Hace
poco que fisgoneo en el mundo de la crítica con voluntad pedagógica. A pesar de
esta tardía inmersión soy amante de la recreación del acto artístico desde
hace, por lo menos, una biblioteca. La mía: modesta, caprichosa y desparramada
por todo el piso. Me gusta la crítica porque me gusta demorarme en los efectos que nos provocan no
solo la literatura sino cualquier manifestación del arte. Como los avaros se recrean en las cuentas y
el dinero o los cotillas en la vida de sus vecinos yo me aplico en parlotear
sobre lo que otros escriben, esculpen, pintan, interpretan, recitan, graban,
bailan, etc, etc, etc.
O
sea que me gusta opinar y desplegar teorías respecto de la creación artística. En cambio parece que desconfío del criterio
ajeno. Porque por algún misterio sibil
al que algunos se referirán como suficiencia (y al que yo llamo vocecita), pocas veces he sucumbido a la tentación de las
novedades literarias que recomiendan los suplementos culturales. Esa voz poco
explícita (y diminutiva) siempre me frena el impulso de comprar una novedad y me
acaba empujando hacia la sección de clásicos en edición bolsillo.
Literatura
buena, bonita y barata. Yo, insensible y despreciable tacañona me tenía por
pedante, al dudar de la calidad de la escritura emergente y por cobarde,
refugiada en lo consagrado.
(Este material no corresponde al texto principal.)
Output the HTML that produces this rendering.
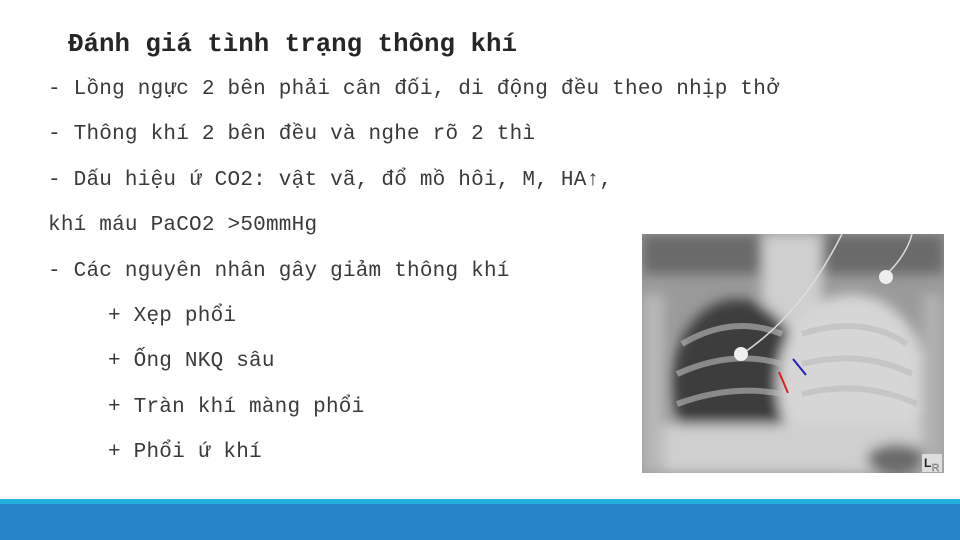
<!DOCTYPE html>
<html><head><meta charset="utf-8"><style>
body{margin:0;width:960px;height:540px;background:#fff;position:relative;overflow:hidden;font-family:"Liberation Mono","DejaVu Sans Mono",monospace;color:#3a3a3a}
.t{position:absolute;left:68px;top:30px;font-size:25.8px;font-weight:bold;color:#262626;white-space:pre}
.l{position:absolute;font-size:21px;white-space:pre;line-height:24px;letter-spacing:0.22px}
.bar1{position:absolute;left:0;top:499px;width:960px;height:5px;background:#27aee0}
.bar2{position:absolute;left:0;top:504px;width:960px;height:36px;background:#2683c6}
</style></head><body>
<div class="t">Đánh giá tình trạng thông khí</div>
<div class="l" style="left:48px;top:78px">- Lồng ngực 2 bên phải cân đối, di động đều theo nhịp thở</div>
<div class="l" style="left:48px;top:123px">- Thông khí 2 bên đều và nghe rõ 2 thì</div>
<div class="l" style="left:48px;top:169px">- Dấu hiệu ứ CO2: vật vã, đổ mồ hôi, M, HA↑,</div>
<div class="l" style="left:48px;top:214px">khí máu PaCO2 &gt;50mmHg</div>
<div class="l" style="left:48px;top:260px">- Các nguyên nhân gây giảm thông khí</div>
<div class="l" style="left:108px;top:305px">+ Xẹp phổi</div>
<div class="l" style="left:108px;top:350px">+ Ống NKQ sâu</div>
<div class="l" style="left:108px;top:396px">+ Tràn khí màng phổi</div>
<div class="l" style="left:108px;top:441px">+ Phổi ứ khí</div>
<svg style="position:absolute;left:642px;top:234px" width="302" height="239" viewBox="0 0 302 239">
<defs>
<filter id="b"><feGaussianBlur stdDeviation="6"/></filter>
</defs>
<rect width="302" height="239" fill="#9a9a9a"/>
<g filter="url(#b)">
<rect x="0" y="0" width="302" height="40" fill="#6a6a6a"/>
<rect x="120" y="0" width="60" height="239" fill="#cfcfcf"/>
<ellipse cx="95" cy="150" rx="65" ry="85" fill="#3e3e3e"/>
<ellipse cx="210" cy="150" rx="75" ry="90" fill="#d6d6d6"/>
<rect x="20" y="190" width="270" height="49" fill="#cfcfcf"/>
<ellipse cx="255" cy="225" rx="30" ry="15" fill="#6a6a6a"/>
<rect x="0" y="60" width="22" height="179" fill="#b8b8b8"/>
<rect x="280" y="60" width="22" height="179" fill="#b0b0b0"/>
</g>
<g stroke="#bdbdbd" stroke-width="6" fill="none" opacity="0.6">
<path d="M40 110 Q90 80 140 100"/><path d="M35 140 Q90 115 140 130"/><path d="M35 170 Q90 150 140 160"/>
<path d="M160 100 Q220 80 265 110"/><path d="M160 130 Q220 115 270 140"/><path d="M160 160 Q220 145 275 170"/>
</g>
<path d="M100 120 Q160 80 200 0" stroke="#ddd" stroke-width="1.5" fill="none"/>
<path d="M245 40 Q265 20 270 0" stroke="#ddd" stroke-width="1.5" fill="none"/>
<circle cx="99" cy="120" r="7" fill="#eee"/>
<circle cx="244" cy="43" r="7" fill="#eee"/>
<line x1="146" y1="159" x2="137" y2="138" stroke="#e02020" stroke-width="2"/>
<line x1="164" y1="141" x2="151" y2="125" stroke="#2020c0" stroke-width="2"/>
<rect x="280" y="220" width="20" height="18" fill="#ddd"/>
<text x="282" y="233" font-size="12" font-family="Liberation Sans" font-weight="bold" fill="#222">L</text>
<text x="290" y="237" font-size="10" font-family="Liberation Sans" fill="#fff" stroke="#555" stroke-width="0.5">R</text>
</svg>
<div class="bar1"></div><div class="bar2"></div>
</body></html>
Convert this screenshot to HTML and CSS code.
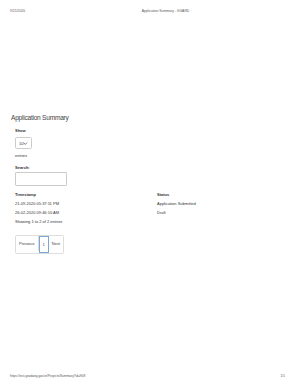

En este estado de flagelo devoraba yo grandes libros sin la suficiente
erudición y los iba apilando en mesas, mesitas, estanterías y taquillones. Anotando en la más estricta intimidad las
ideas y el valor del saber ilustrado mientras soñaba con entregarme algún día a
las vanguardias con la misma confianza con que me tragaba los clásicos.
Hasta
que empecé a tantear la crítica un poco por
fisgonear en el mundillo del saber, otro poco por robarle los argumentos
que a mi juicio le faltaban. En ese momento se me derrumbó el castillo de
erudición señores y los intelectuales se me volvieron sapos. Descubrí que los
críticos eran, en la mayoría de los casos, gentes que inventaban adjetivos para
encumbrar obras de amigos, conocidos y parientes sin atender a otro impulso que
el gregario a excepción del clientelista
para con las editoriales. De nuevo la
sapiencia retrocedía ante lo humano.
La
crítica cultural (dicen) acompaña los diversos momentos del desarrollo cultural
de un país. Lo que significa que o no hay cultura o no hay crítica. Porque las listas de reseñas
y críticas se reducen, como los escaparates, a los superventas. Los ideales del
arte no se sostienen pues, ni en el amor ni en el arte. Si no en la tribu y el comercio.
El
valor de una obra no se mide batiendo records ni acumulando grandes cifras si no por el acierto que el autor tuvo en mostrar
la complejidad de lo humano. Y esto no parece tener interés para la mayoría de
críticos que leo en los suplementos culturales.
Si
esta no es la preocupación del crítico a la hora de comentar una obra, ¿Qué necesidad
tenemos los lectores de intermediarios? Cuando el cura no te acerca a Dios si no
a su Diócesis es mas sensato buscar un canal directo. Y esa vocecita desconfiada,
personal y sibilina se mostró más crítica que los intelectuales con columna. Voy
a revolver entre los montoncitos de libros a los que al empezar, en un rapto
romántico, llamé biblioteca para que me sorprenda una reliquia que me asegure
disfrutar y recrear la fantasía, quizás sin argumentos muy técnicos, pero sin
clientelismos, y desde luego, ahora ya, sin flagelos.